Questa mattina ha preso il via il processo in Corte d’Assise a Reggio Emilia: in aula a fianco dei legali, lo zio 34enne Danish Hasnain, ritenuto dagli inquirenti l’autore materiale dell’omicidio (che però respinge le accuse e ha contribuito al recupero del corpo della ragazza) e i due cugini Ikram Ijaz (28enne) e Nomanhulaq Nomanhulaq (35 anni), forse coloro che lo aiutarono ad occultarne il corpo: assenti i genitori della vittima, anch’essi imputati (sarebbero stati loro a ‘consegnarla’ ai suoi carnefici), il padre 46enne Shabbar Abbas, arrestato in Pakistan e al centro di una complessa richiesta di estradizione che ha visto già una decina di rinvii, e la madre 47enne Nazia Shaheen, di cui si sono invece perse le tracce.
Come primo atto, il giudice della Corte d’Assise di Reggio Emilia, Cristina Beretti, su richiesta della procura reggiana, ha deciso per legittimo impedimento di stralciare la posizione del padre, Shabbar Abbas. Il prossimo 17 febbraio verrà tentato un videocollegamento col Pakistan, anche se i legali esprimono perplessità.
“Non credo potrà mai esistere questo videocollegamento, il 14 febbraio si discuterà quella che sarà l’istanza di rilascio su cauzione, credo che il Pakistan sia seriamente in difficoltà – spiega l’avvocato Barbara Iannuccelli, legale dell’Associazione Penelope, una delle tante che si è costituita parte civile nel processo – per loro il codice penale è cambiato soltanto dal 2016, mentre prima l’onore era una causa legittima, relativamente all’omicidio di chi rifiutava il matrimonio forzato.

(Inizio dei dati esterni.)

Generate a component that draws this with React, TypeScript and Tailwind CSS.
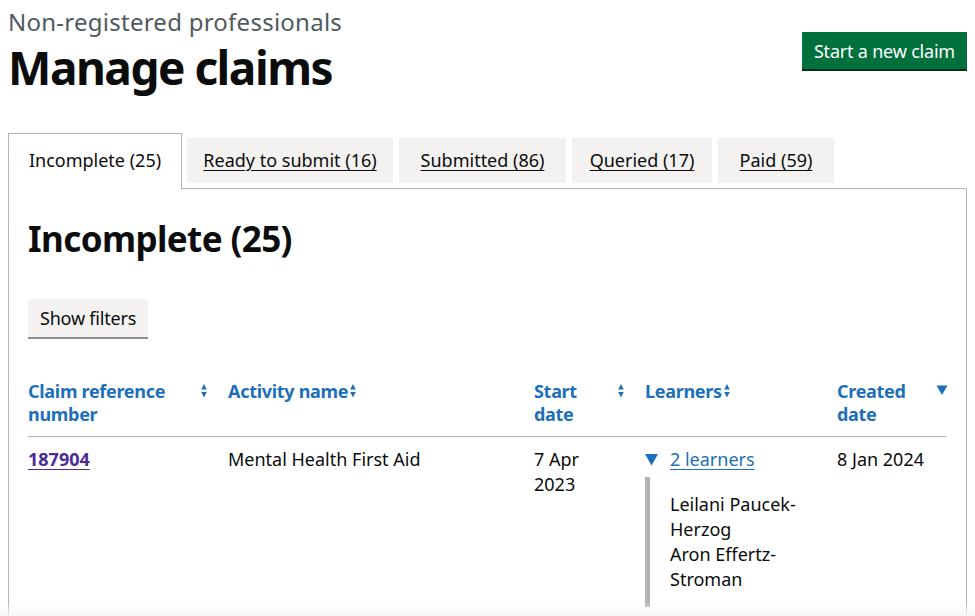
import React from "react";

const SortIcon = () => (
  <svg width="22" height="22" viewBox="0 0 22 22" fill="none" className="shrink-0">
    <path d="M8.1875 9.5L10.9609 3.95703L13.7344 9.5H8.1875Z" fill="currentColor" />
    <path d="M13.7344 12.0781L10.9609 17.6211L8.1875 12.0781H13.7344Z" fill="currentColor" />
  </svg>
);

const DescIcon = () => (
  <svg width="22" height="22" viewBox="0 0 22 22" fill="none" className="shrink-0">
    <path d="M16.5 5.5L11 15L5.5 5.5H16.5Z" fill="currentColor" />
  </svg>
);

export default function App() {
  const tabs = [
    { t: "Ready to submit (16)", w: "w-[206px]" },
    { t: "Submitted (86)", w: "w-[167px]" },
    { t: "Queried (17)", w: "w-[140px]" },
    { t: "Paid (59)", w: "w-[116px]" },
  ];
  return (
    <div className="relative min-h-[616px] overflow-hidden bg-white px-2 text-[#0b0c0c] font-['Noto_Sans',sans-serif]">
      <div className="flex items-start justify-between">
        <div>
          <div className="pt-[7px] text-[24px] leading-[30px] tracking-[0.25px] text-[#505a5f]">Non-registered professionals</div>
          <h1 className="mt-[5px] text-[46px] font-bold leading-[50px] tracking-[-1.5px]">Manage claims</h1>
        </div>
        <button className="mt-[32px] mr-0 bg-[#00703c] px-3 pt-[8px] pb-[7px] text-[18px] leading-[22px] tracking-[-0.2px] text-white shadow-[0_2px_0_#002d18]">
          Start a new claim
        </button>
      </div>

      <div className="mt-[41px]">
        <ul className="flex items-start pt-[5px]">
          <li className="relative z-10 -mt-[5px] -mb-px mr-[5px] w-[174px] border border-b-0 border-[#b1b4b6] bg-white pt-[14px] pb-[16px] text-center text-[18px] leading-[25px]">
            Incomplete (25)
          </li>
          {tabs.map(({ t, w }) => (
            <li key={t} className={`mr-[6px] bg-[#f3f2f1] py-[10px] text-center text-[18px] leading-[25px] ${w}`}>
              <a href="#" className="text-[#0b0c0c] underline underline-offset-[3px] decoration-1">{t}</a>
            </li>
          ))}
        </ul>
        <div className="border border-[#b1b4b6] px-[19px] pt-[30px]">
          <h2 className="text-[35px] font-bold leading-[40px] tracking-[-0.6px]">Incomplete (25)</h2>
          <button className="mt-[40px] bg-[#f3f2f1] px-3 pt-[9px] pb-[8px] text-[18px] leading-[21px] tracking-[-0.2px] shadow-[0_2px_0_#929191]">
            Show filters
          </button>

          <table className="mt-[33px] w-[918px] table-fixed border-collapse text-[18px] leading-[25px]">
            <colgroup>
              <col className="w-[200px]" />
              <col className="w-[306px]" />
              <col className="w-[111px]" />
              <col className="w-[192px]" />
              <col className="w-[109px]" />
            </colgroup>
            <thead>
              <tr className="border-b border-[#b1b4b6] text-left align-top leading-[23px] tracking-[-0.3px]">
                <th className="py-[10px] pr-5 font-bold text-[#1d70b8]">
                  <div className="flex items-start"><span className="flex-1">Claim reference number</span><span className="-mr-[7px]"><SortIcon /></span></div>
                </th>
                <th className="py-[10px] pr-5 font-bold text-[#1d70b8]">
                  <div className="flex items-start"><span className="-mr-[6px]">Activity name</span><SortIcon /></div>
                </th>
                <th className="py-[10px] pr-5 font-bold text-[#1d70b8]">
                  <div className="flex items-start"><span className="flex-1">Start date</span><span className="-mr-[7px]"><SortIcon /></span></div>
                </th>
                <th className="py-[10px] pr-5 font-bold text-[#1d70b8]">
                  <div className="flex items-start"><span className="-mr-[6px]">Learners</span><SortIcon /></div>
                </th>
                <th className="py-[10px] font-bold text-[#1d70b8]">
                  <div className="flex items-start"><span className="flex-1">Created date</span><span className="-mr-[7px]"><DescIcon /></span></div>
                </th>
              </tr>
            </thead>
            <tbody>
              <tr className="align-top">
                <td className="py-[10px] pr-5">
                  <a href="#" className="font-bold text-[#4c2c92] underline underline-offset-[3px] decoration-1">187904</a>
                </td>
                <td className="py-[10px] pr-5">Mental Health First Aid</td>
                <td className="py-[10px] pr-5">
                  <div className="w-[80px]">7 Apr 2023</div>
                </td>
                <td className="py-[10px] pr-5">
                  <div className="flex items-start">
                    <svg width="13" height="12" viewBox="0 0 13 12" className="mt-[7px] mr-[12px] shrink-0">
                      <path d="M0 0H13L6.5 11.5Z" fill="#1d70b8" />
                    </svg>
                    <a href="#" className="text-[#1d70b8] underline underline-offset-[3px] decoration-1">2 learners</a>
                  </div>
                  <div className="mt-[5px] border-l-[5px] border-[#b1b4b6] py-[15px] pl-5">
                    <div>Leilani Paucek-Herzog</div>
                    <div>Aron Effertz-Stroman</div>
                  </div>
                </td>
                <td className="py-[10px]">8 Jan 2024</td>
              </tr>
            </tbody>
          </table>
        </div>
      </div>
      <div className="pointer-events-none absolute inset-x-0 bottom-0 h-[16px] bg-gradient-to-b from-transparent to-[#f7f7f7]"></div>
    </div>
  );
}
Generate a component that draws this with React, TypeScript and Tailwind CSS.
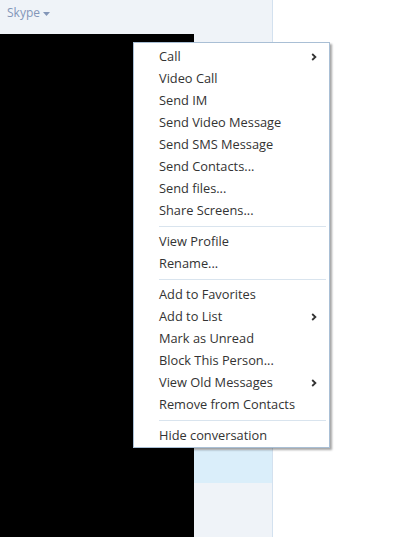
import React from "react";

type Item = { label: string; sub?: boolean } | "sep";

const items: Item[] = [
  { label: "Call", sub: true },
  { label: "Video Call" },
  { label: "Send IM" },
  { label: "Send Video Message" },
  { label: "Send SMS Message" },
  { label: "Send Contacts..." },
  { label: "Send files..." },
  { label: "Share Screens..." },
  "sep",
  { label: "View Profile" },
  { label: "Rename..." },
  "sep",
  { label: "Add to Favorites" },
  { label: "Add to List", sub: true },
  { label: "Mark as Unread" },
  { label: "Block This Person..." },
  { label: "View Old Messages", sub: true },
  { label: "Remove from Contacts" },
  "sep",
  { label: "Hide conversation" },
];

function Chevron() {
  return (
    <svg width="6" height="8" viewBox="0 0 6 8" className="shrink-0">
      <path d="M1.2 1 L4.4 4 L1.2 7" fill="none" stroke="#333" strokeWidth="1.8" />
    </svg>
  );
}

export default function App() {
  return (
    <div
      className="relative w-[404px] h-[537px] flex bg-white overflow-hidden"
      style={{ fontFamily: '"Open Sans", "Noto Sans", sans-serif' }}
    >
      <div className="w-[273px] h-full flex flex-col bg-[#eff3f8] border-r border-[#d3e1ef]">
        <div className="h-[34px] flex items-start pl-[7px] pt-[5px]">
          <span className="text-[12px] text-[#8396b8] leading-[16px]">Skype</span>
          <svg width="7" height="4" viewBox="0 0 7 4" className="ml-[3px] mt-[7px]">
            <path d="M0 0 H7 L3.5 4 Z" fill="#8396b8" />
          </svg>
        </div>
        <div className="flex-1 flex">
          <div className="w-[194px] bg-black" />
          <div className="flex-1 flex flex-col">
            <div className="h-[416px]" />
            <div className="h-[33px] bg-[#daeefa]" />
          </div>
        </div>
      </div>

      <div className="absolute left-[133px] top-[42px] w-[197px] bg-white border border-[#a9bfd5] shadow-[2px_2px_2px_rgba(0,0,0,0.35)] pt-[3px]">
        {items.map((it, i) =>
          it === "sep" ? (
            <div key={i} className="h-[9px] flex items-center pl-[25px] pr-[3px]">
              <div className="h-px w-full bg-[#d9e4ee]" />
            </div>
          ) : (
            <div
              key={i}
              className="h-[22px] flex items-center justify-between pl-[25px] pr-[12px] text-[12.8px] text-[#333333]"
            >
              <span>{it.label}</span>
              {it.sub && <Chevron />}
            </div>
          )
        )}
      </div>
    </div>
  );
}
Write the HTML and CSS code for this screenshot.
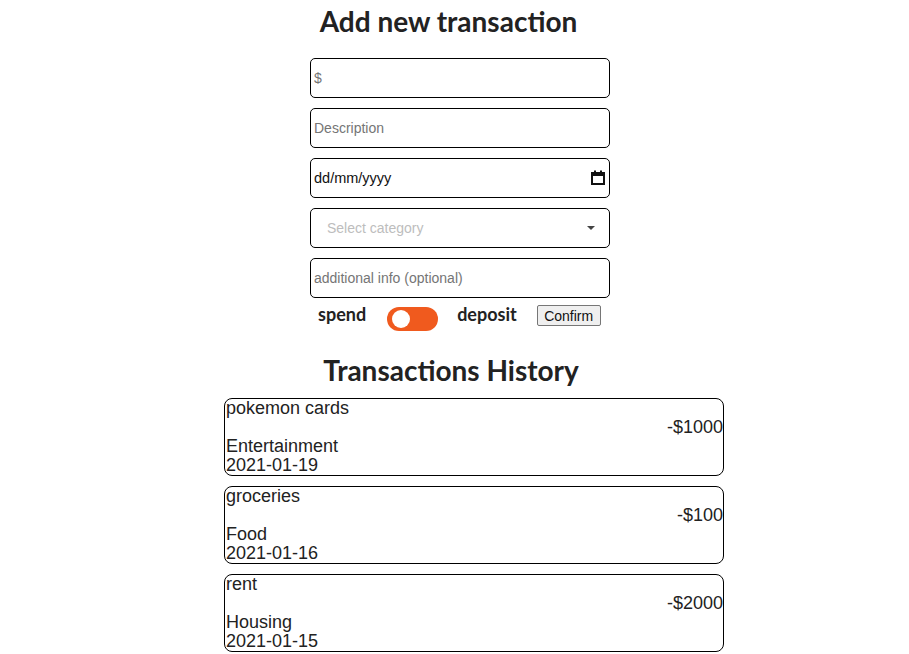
FILE: index.html
```html
<!DOCTYPE html>
<html>
<head>
<meta charset="utf-8">
<link rel="stylesheet" href="styles.css">
</head>
<body>
<div class="page">
  <h1 class="title">Add new transaction</h1>
  <form class="form">
    <input class="field" type="text" placeholder="$">
    <input class="field" type="text" placeholder="Description">
    <div class="field date">
      <span>dd/mm/yyyy</span>
      <svg class="cal" width="14" height="15" viewBox="0 0 14 15"><rect x="1" y="3" width="12" height="11" fill="none" stroke="#111" stroke-width="2"/><rect x="1" y="3" width="12" height="3" fill="#111"/><rect x="3" y="0.5" width="2" height="3" fill="#111"/><rect x="9" y="0.5" width="2" height="3" fill="#111"/></svg>
    </div>
    <div class="field select">
      <span class="select-ph">Select category</span>
      <span class="caret"></span>
    </div>
    <input class="field" type="text" placeholder="additional info (optional)">
    <div class="toggle-row">
      <span class="opt spend">spend</span>
      <span class="switch"><span class="knob"></span></span>
      <span class="opt deposit">deposit</span>
      <button type="button" class="confirm">Confirm</button>
    </div>
  </form>
  <h2 class="title history-title">Transactions History</h2>
  <div class="list">
    <div class="card">
      <div>pokemon cards</div>
      <div class="amount">-$1000</div>
      <div>Entertainment</div>
      <div>2021-01-19</div>
    </div>
    <div class="card">
      <div>groceries</div>
      <div class="amount">-$100</div>
      <div>Food</div>
      <div>2021-01-16</div>
    </div>
    <div class="card">
      <div>rent</div>
      <div class="amount">-$2000</div>
      <div>Housing</div>
      <div>2021-01-15</div>
    </div>
  </div>
</div>
</body>
</html>
```
FILE: styles.css
```css
html, body {
  margin: 0;
  padding: 0;
  background: #fff;
  overflow: hidden;
}
.page {
  width: 897px;
  display: flex;
  flex-direction: column;
  color: #222;
}
.title {
  font-family: Lato, "Open Sans", sans-serif;
  font-weight: 700;
  font-size: 28px;
  line-height: normal;
  text-align: center;
  margin: 4px 0 20px;
}
.form {
  width: 300px;
  margin-left: 310px;
  display: flex;
  flex-direction: column;
  gap: 10px;
}
.field {
  box-sizing: border-box;
  width: 300px;
  height: 40px;
  border: 1px solid #000;
  border-radius: 5px;
  padding: 1px 3px;
  font-family: "Liberation Sans", Arial, sans-serif;
  font-size: 14px;
  color: #111;
  background: #fff;
  margin: 0;
  outline: none;
}
.field::placeholder {
  color: #757575;
}
.date {
  display: flex;
  align-items: center;
  justify-content: space-between;
  padding: 0 4px 0 3px;
  font-size: 14.5px;
}
.cal {
  display: block;
  margin-top: -1px;
}
.select {
  display: flex;
  align-items: center;
  justify-content: space-between;
  padding: 0 14px 0 16px;
}
.select-ph {
  color: #bdbdbd;
}
.caret {
  width: 0;
  height: 0;
  border-left: 4px solid transparent;
  border-right: 4px solid transparent;
  border-top: 4px solid #444;
}
.toggle-row {
  display: flex;
  align-items: flex-start;
  height: 34px;
  margin-top: -10px;
}
.opt {
  font-family: Lato, "Open Sans", sans-serif;
  font-weight: 700;
  font-size: 18px;
  line-height: 21.6px;
  margin-top: 6px;
}
.spend {
  margin-left: 8px;
}
.switch {
  margin: 9px 19px 0 21px;
  width: 51px;
  height: 24px;
  border-radius: 12px;
  background: #f05a1e;
  display: flex;
  align-items: center;
  padding-left: 5px;
  box-sizing: border-box;
}
.knob {
  width: 18px;
  height: 18px;
  border-radius: 50%;
  background: #fff;
}
.confirm {
  margin: 7px 0 0 20px;
  width: 64px;
  height: 21px;
  padding: 0;
  font-family: "Liberation Sans", Arial, sans-serif;
  font-size: 14px;
  color: #111;
  background: #efefef;
  border: 1px solid #767676;
  border-radius: 2px;
}
.history-title {
  margin: 21px 0 11px;
  padding-left: 5px;
}
.list {
  margin-left: 224px;
  width: 500px;
  display: flex;
  flex-direction: column;
  gap: 10px;
}
.card {
  box-sizing: border-box;
  width: 500px;
  height: 78px;
  border: 1px solid #000;
  border-radius: 8px;
  padding: 0 0 0 1px;
  font-family: "Liberation Sans", Arial, sans-serif;
  font-size: 18px;
  line-height: 19px;
  color: #222;
}
.amount {
  text-align: right;
}
```
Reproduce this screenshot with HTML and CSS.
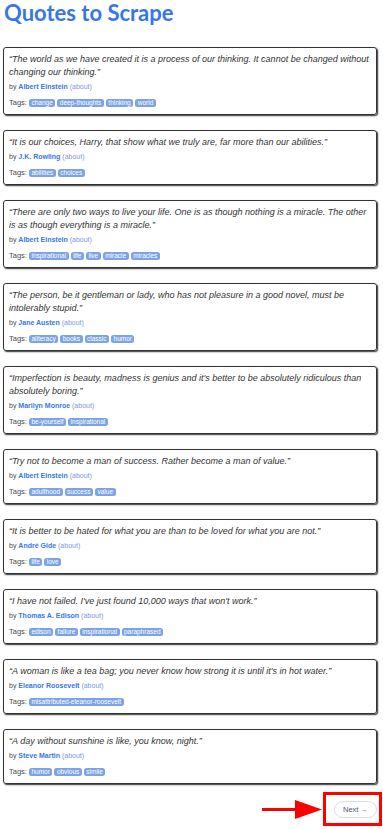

Io non credo che vedremo mai Shabbar in Italia, né tantomeno la mamma: è una convinzione mia fin dall’inizio, però spero vivamente di cuore di essere smentita”.
“Il Pakistan deve prima mettersi una mano sulla coscienza – dice ancora Iannuccelli – fare un gesto di grande civiltà verso la propria comunità, perché come esistono solo i pakistani che vivono in Pakistan, esistono anche i pakistani che vivono in Italia che non possono vita natural durante essere bollati come appartenenti a uno stato che sta coprendo degli assassini”. In aula non si è invece presentato il fidanzato italiano di Saman, Saqib Ayub, provato dalla situazione, che ha però deciso di costituirsi parte civile per arrivare alla verità: fino al ritrovamento del corpo della ragazza non aveva voluto credere al suo crudele destino: di loro resta l’immagine di un tenero bacio nel centro di Bologna.
“Ci aspettiamo innanzitutto giustizia – ha detto il legale di Saqib, Claudio Falleti – ci siamo costituiti parte civile proprio per questo, per onorare Saman, per avere giustizia, per partecipare tutti insieme a questo percorso con tutte le altre parti civili, perché serva da monito e da segnale proprio per questi efferati crimini nei confronti delle vittime di matrimoni forzati e di violenza in generale”.
Si è dunque passati alla costituzione delle parti civili. ‘Trama di Terre’, associazione che dal 2009 opera nella diffusione delle conoscenze necessarie per comprendere e contrastare il fenomeno dei matrimoni forzati e precoci, assieme alla reggiana “Non da sola” e al fidanzato italiano di Saman, Saqib Ayub, sono finora le uniche tre parti civili – sul totale di 18 – che non hanno avuto contestazioni da parte delle difese degli imputati (in maggioranza relative ad un mancato legame territoriale ) e che quindi potrebbero entrare a far parte del processo, salvo diversa diversa disposizione del giudice. La decisione che riguarda tutte verrà presa nella prossima udienza del 17 febbraio (ore 9). La Corte si è riservata.